Vexed and Perplexed.—When I go into my bee lot and look around I am vexed over the situation and perplexed to know what to do with my hives and combs. I put into winter quarters 16 colonies (all blacks) and now have one, very weak. I have a lot of nice, well-made and painted hives on hand, and a lot of combs. As I have never handled Italian bees, and have concluded to purchase, and I hear they are larger than the blacks, will you please answer these 2 questions in the Bee Journal: Are comb cells of the black bee too small for the Italians to raise brood in? Will it not cramp them in size? Will it be safe to feed the thin uncapped honey that has caused dysentery to other bees?
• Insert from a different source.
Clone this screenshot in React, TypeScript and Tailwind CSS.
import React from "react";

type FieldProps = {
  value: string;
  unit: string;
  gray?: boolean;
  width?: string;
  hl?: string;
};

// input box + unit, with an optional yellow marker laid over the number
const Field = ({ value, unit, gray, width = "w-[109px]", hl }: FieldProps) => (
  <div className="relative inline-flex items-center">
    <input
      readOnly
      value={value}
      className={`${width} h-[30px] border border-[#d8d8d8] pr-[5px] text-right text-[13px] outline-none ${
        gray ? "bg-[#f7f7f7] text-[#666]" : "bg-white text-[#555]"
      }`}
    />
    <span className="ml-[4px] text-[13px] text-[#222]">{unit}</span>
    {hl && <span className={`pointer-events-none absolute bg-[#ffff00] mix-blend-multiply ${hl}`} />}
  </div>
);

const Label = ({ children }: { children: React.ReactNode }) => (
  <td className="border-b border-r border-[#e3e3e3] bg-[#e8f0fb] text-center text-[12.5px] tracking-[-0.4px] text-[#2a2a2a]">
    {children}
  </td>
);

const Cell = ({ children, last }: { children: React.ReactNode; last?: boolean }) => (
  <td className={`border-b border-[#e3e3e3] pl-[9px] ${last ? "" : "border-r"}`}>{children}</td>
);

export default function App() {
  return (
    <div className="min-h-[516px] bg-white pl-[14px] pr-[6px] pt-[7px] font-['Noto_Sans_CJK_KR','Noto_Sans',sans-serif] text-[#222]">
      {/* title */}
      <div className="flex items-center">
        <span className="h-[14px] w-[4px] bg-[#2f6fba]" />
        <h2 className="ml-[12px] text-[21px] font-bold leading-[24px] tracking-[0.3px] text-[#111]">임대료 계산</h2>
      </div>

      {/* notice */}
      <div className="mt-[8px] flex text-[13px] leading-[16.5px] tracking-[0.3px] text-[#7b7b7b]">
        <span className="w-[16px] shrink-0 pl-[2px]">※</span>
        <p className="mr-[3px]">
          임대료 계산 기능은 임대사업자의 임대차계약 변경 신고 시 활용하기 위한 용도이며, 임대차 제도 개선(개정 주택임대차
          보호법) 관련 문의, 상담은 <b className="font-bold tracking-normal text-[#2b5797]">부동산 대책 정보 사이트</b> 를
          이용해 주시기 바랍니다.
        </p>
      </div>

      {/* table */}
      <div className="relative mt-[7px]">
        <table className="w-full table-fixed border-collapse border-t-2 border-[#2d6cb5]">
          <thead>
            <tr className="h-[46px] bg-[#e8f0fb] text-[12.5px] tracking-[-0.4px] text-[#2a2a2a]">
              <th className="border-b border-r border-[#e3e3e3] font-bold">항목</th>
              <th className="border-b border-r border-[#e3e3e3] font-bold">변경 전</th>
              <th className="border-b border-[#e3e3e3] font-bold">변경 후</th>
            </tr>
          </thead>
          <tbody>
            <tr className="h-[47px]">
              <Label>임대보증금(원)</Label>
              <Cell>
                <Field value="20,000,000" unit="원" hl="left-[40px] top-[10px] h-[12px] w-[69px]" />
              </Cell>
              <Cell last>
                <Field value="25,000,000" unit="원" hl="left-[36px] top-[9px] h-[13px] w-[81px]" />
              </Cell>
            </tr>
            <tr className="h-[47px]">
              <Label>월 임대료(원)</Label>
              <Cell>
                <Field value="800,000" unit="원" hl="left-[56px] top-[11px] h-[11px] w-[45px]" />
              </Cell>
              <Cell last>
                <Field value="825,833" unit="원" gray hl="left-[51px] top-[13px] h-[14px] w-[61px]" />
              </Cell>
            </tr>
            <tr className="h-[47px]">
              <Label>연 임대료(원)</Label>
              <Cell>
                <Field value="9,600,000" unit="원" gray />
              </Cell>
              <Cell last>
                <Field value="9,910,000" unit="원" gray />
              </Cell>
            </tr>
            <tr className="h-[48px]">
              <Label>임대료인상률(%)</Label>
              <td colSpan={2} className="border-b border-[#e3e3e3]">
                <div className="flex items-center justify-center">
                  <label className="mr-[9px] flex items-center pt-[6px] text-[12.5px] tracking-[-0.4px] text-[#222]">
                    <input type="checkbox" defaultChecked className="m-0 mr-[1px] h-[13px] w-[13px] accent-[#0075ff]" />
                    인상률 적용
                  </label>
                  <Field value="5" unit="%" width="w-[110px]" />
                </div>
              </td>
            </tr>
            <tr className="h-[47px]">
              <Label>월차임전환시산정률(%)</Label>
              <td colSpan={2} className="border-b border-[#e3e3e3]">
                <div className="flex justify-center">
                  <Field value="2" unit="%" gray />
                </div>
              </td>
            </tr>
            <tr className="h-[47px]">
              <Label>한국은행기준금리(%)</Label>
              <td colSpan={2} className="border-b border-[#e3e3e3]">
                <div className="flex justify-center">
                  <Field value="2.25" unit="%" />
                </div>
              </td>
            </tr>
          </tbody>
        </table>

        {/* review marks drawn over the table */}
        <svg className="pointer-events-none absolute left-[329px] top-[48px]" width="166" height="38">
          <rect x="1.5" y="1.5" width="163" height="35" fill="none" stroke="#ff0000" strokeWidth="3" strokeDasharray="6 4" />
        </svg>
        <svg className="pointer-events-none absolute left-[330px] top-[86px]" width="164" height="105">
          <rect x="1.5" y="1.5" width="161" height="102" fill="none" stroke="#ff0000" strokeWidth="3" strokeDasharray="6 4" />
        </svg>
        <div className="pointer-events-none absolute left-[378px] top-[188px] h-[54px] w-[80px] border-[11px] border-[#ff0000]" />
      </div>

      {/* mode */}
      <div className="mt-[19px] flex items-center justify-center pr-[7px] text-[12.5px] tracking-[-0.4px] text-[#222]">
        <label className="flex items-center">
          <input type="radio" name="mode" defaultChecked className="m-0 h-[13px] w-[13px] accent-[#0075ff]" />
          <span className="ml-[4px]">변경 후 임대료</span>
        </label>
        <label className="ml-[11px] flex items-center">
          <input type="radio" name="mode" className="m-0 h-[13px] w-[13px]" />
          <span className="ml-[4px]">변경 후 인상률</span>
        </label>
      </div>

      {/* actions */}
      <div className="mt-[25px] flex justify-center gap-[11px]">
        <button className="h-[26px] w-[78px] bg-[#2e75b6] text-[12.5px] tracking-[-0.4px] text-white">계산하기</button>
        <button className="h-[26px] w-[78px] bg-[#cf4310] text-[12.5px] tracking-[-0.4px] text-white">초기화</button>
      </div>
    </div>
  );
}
The bees in this vicinity are all dead. Success to the Bee Journal.
D. S. Kally.
Mansfield, Ind.
[The difference in size of cells is not perceptible. If bees are flying freely, you can feed the thin honey with impunity.—Ed.
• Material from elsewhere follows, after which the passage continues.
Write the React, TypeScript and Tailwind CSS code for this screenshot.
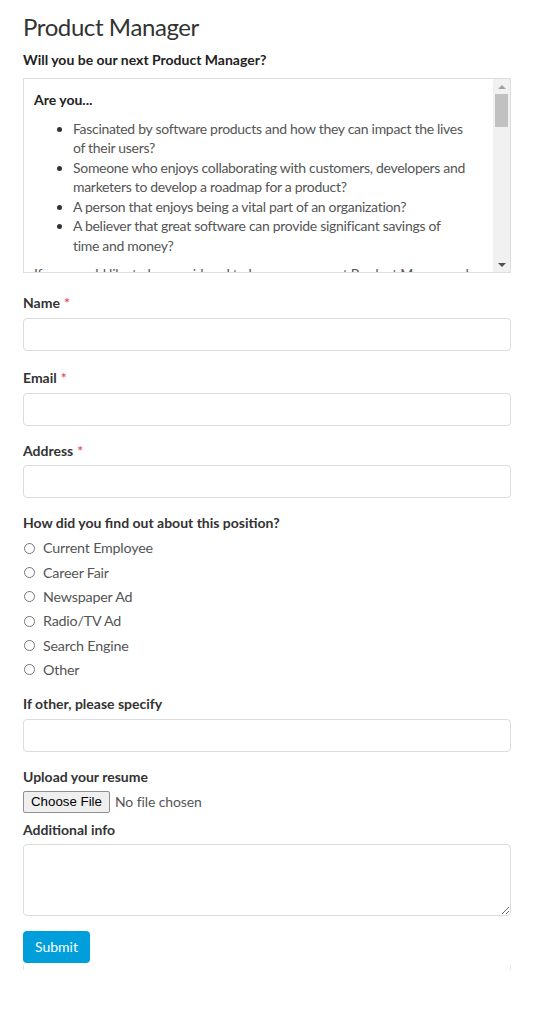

Ventilation.—I have met 14 different persons in the last few days that had, last Nov., 168 colonies of bees altogether; now they have in the aggregate 57 living; these were mostly in frame hives, on the summer stands, and left to care for themselves. Nearly all died with plenty of honey to have carried them through. This, I think, will be about the average loss in the counties of Champaign, Piatt and Moultrie, in this State. Wm. H. Beckwith started in the winter with 18 colonies in Langstroth and box hives, with plenty of bees and honey in each hive. The hives were very poorly made, being open at the corners, with a board laid on top to keep the rain or snow from falling directly into the hive. Nearly all of them set on blocks from one to two inches from the bottom board; they were ventilated better than any bees I have seen this season; he has 16 colonies to day, alive, and apparently in good condition. Perhaps there is more in ventilation than chaff hives or cellars. Will some one please rise and explain?
S. Goodrich.
Urbana, Ill., March 23, 1881.
Bees Confined 5 Months.—Yesterday my 115 colonies of bees had their first flight since the last week in Oct., having been confined to their hives 5 months, lacking 2 or 3 days only. This is a month longer than I have ever had them confined to the hive without a flight, during the past 12 years, and to my very great satisfaction as well as astonishment, I do not find a single dead colony. Some 5 or 10 are considerably diseased, and a few are almost sure to be found queenless. I expect to lose from 5 to 15 between this and honey harvest. Bees generally have wintered very poorly in this section. From ½ to 2/3 of all the bees put in winter quarters last fall, have died. I winter entirely in chaff hives, and from what I hear I judge that that method of wintering has succeeded better than any other during this past winter.